■ Given material:
◆ ◆ ◆ ◆
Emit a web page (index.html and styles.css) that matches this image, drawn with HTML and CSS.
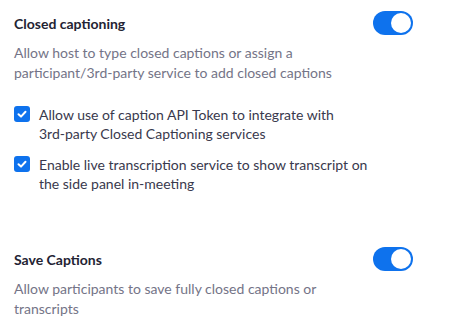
FILE: index.html
```html
<!DOCTYPE html>
<html>
<head>
<meta charset="utf-8">
<link rel="stylesheet" href="styles.css">
</head>
<body>
<div class="page">
  <section class="setting first">
    <div class="head">
      <div class="title">Closed captioning</div>
      <div class="toggle"><span class="knob"></span></div>
    </div>
    <div class="desc">Allow host to type closed captions or assign a participant/3rd-party service to add closed captions</div>
    <div class="options">
      <label class="opt"><span class="box"><svg viewBox="0 0 16 16" width="16" height="16"><path d="M4.5 8.3 L7 10.6 L11.5 5.8" fill="none" stroke="#fff" stroke-width="2" stroke-linecap="round" stroke-linejoin="round"/></svg></span><span class="opt-text">Allow use of caption API Token to integrate with <span class="nowrap">3rd-party</span> Closed Captioning services</span></label>
      <label class="opt"><span class="box"><svg viewBox="0 0 16 16" width="16" height="16"><path d="M4.5 8.3 L7 10.6 L11.5 5.8" fill="none" stroke="#fff" stroke-width="2" stroke-linecap="round" stroke-linejoin="round"/></svg></span><span class="opt-text">Enable live transcription service to show transcript on the side panel in-meeting</span></label>
    </div>
  </section>
  <section class="setting second">
    <div class="head">
      <div class="title">Save Captions</div>
      <div class="toggle"><span class="knob"></span></div>
    </div>
    <div class="desc">Allow participants to save fully closed captions or transcripts</div>
  </section>
</div>
</body>
</html>
```
FILE: styles.css
```css
html, body { margin: 0; padding: 0; background: #fff; }
body { font-family: Lato, "Open Sans", sans-serif; color: #232333; }
.page { width: 461px; padding: 0 14px; box-sizing: border-box; }
.setting { width: 399px; }
.first { padding-top: 11px; }
.second { padding-top: 54px; }
.head { display: flex; justify-content: space-between; align-items: center; height: 24px; }
.title { font-size: 14px; font-weight: bold; color: #232333; }
.toggle { width: 40px; height: 24px; border-radius: 12px; background: #0e72ed; position: relative; }
.knob { position: absolute; right: 2px; top: 2px; width: 20px; height: 20px; border-radius: 50%; background: #fff; }
.desc { font-size: 14px; line-height: 20px; color: #747487; margin-top: 8px; width: 330px; }
.options { margin-top: 22px; display: flex; flex-direction: column; gap: 12px; }
.opt { display: flex; align-items: flex-start; gap: 9px; }
.box { flex: none; width: 16px; height: 16px; border-radius: 3px; background: #0e72ed; margin-top: 1px; display: flex; }
.opt-text { font-size: 14px; line-height: 19px; color: #39394d; width: 330px; }
.nowrap { white-space: nowrap; }
```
◆ ◆ ◆ ◆
■ Problem to solve:
Only lines with the word "index" should be collected from the material.

■ Worked solution:
Emit a web page (index.html and styles.css) that matches this image, drawn with HTML and CSS.
FILE: index.html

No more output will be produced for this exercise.